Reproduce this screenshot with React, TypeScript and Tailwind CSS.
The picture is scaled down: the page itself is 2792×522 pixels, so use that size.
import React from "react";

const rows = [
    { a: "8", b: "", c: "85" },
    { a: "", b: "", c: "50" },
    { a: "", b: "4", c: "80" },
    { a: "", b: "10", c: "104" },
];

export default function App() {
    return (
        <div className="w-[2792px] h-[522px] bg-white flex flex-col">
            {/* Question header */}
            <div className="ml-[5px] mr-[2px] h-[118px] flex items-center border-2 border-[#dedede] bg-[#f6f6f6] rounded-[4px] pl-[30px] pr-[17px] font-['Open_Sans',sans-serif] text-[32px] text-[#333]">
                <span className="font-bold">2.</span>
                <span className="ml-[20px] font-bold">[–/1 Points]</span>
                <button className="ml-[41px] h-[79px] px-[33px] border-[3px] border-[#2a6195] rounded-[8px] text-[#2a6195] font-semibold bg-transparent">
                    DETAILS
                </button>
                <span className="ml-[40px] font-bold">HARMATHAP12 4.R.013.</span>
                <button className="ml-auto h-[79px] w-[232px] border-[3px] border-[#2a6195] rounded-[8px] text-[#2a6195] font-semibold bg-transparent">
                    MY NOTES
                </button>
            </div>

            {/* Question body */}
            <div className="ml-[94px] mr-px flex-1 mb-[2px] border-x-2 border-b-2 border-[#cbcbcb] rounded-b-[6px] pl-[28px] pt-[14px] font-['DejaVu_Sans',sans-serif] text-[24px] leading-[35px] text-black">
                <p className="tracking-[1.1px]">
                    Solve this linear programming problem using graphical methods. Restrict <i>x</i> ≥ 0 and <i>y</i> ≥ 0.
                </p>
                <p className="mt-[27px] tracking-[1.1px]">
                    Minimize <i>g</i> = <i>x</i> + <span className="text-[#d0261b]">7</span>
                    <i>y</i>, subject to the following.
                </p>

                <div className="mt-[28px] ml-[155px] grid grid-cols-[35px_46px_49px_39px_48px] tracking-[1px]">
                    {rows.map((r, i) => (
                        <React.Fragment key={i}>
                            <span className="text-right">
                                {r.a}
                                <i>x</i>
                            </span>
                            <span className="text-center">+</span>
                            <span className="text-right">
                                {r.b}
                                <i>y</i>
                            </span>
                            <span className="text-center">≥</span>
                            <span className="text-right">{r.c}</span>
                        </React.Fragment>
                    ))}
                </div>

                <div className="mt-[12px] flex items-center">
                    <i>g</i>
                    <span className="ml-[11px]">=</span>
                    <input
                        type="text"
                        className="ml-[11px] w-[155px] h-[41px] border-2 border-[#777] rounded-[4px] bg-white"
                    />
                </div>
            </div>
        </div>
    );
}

The task:
Repeat the material word for word, in full.

Exercise result:
Reproduce this screenshot with React, TypeScript and Tailwind CSS.
The picture is scaled down: the page itself is 2792×522 pixels, so use that size.
import React from "react";

const rows = [
    { a: "8", b: "", c: "85" },
    { a: "", b: "", c: "50" },
    { a: "", b: "4", c: "80" },
    { a: "", b: "10", c: "104" },
];

export default function App() {
    return (
        <div className="w-[2792px] h-[522px] bg-white flex flex-col">
            {/* Question header */}
            <div className="ml-[5px] mr-[2px] h-[118px] flex items-center border-2 border-[#dedede] bg-[#f6f6f6] rounded-[4px] pl-[30px] pr-[17px] font-['Open_Sans',sans-serif] text-[32px] text-[#333]">
                <span className="font-bold">2.</span>
                <span className="ml-[20px] font-bold">[–/1 Points]</span>
                <button className="ml-[41px] h-[79px] px-[33px] border-[3px] border-[#2a6195] rounded-[8px] text-[#2a6195] font-semibold bg-transparent">
                    DETAILS
                </button>
                <span className="ml-[40px] font-bold">HARMATHAP12 4.R.013.</span>
                <button className="ml-auto h-[79px] w-[232px] border-[3px] border-[#2a6195] rounded-[8px] text-[#2a6195] font-semibold bg-transparent">
                    MY NOTES
                </button>
            </div>

            {/* Question body */}
            <div className="ml-[94px] mr-px flex-1 mb-[2px] border-x-2 border-b-2 border-[#cbcbcb] rounded-b-[6px] pl-[28px] pt-[14px] font-['DejaVu_Sans',sans-serif] text-[24px] leading-[35px] text-black">
                <p className="tracking-[1.1px]">
                    Solve this linear programming problem using graphical methods. Restrict <i>x</i> ≥ 0 and <i>y</i> ≥ 0.
                </p>
                <p className="mt-[27px] tracking-[1.1px]">
                    Minimize <i>g</i> = <i>x</i> + <span className="text-[#d0261b]">7</span>
                    <i>y</i>, subject to the following.
                </p>

                <div className="mt-[28px] ml-[155px] grid grid-cols-[35px_46px_49px_39px_48px] tracking-[1px]">
                    {rows.map((r, i) => (
                        <React.Fragment key={i}>
                            <span className="text-right">
                                {r.a}
                                <i>x</i>
                            </span>
                            <span className="text-center">+</span>
                            <span className="text-right">
                                {r.b}
                                <i>y</i>
                            </span>
                            <span className="text-center">≥</span>
                            <span className="text-right">{r.c}</span>
                        </React.Fragment>
                    ))}
                </div>

                <div className="mt-[12px] flex items-center">
                    <i>g</i>
                    <span className="ml-[11px]">=</span>
                    <input
                        type="text"
                        className="ml-[11px] w-[155px] h-[41px] border-2 border-[#777] rounded-[4px] bg-white"
                    />
                </div>
            </div>
        </div>
    );
}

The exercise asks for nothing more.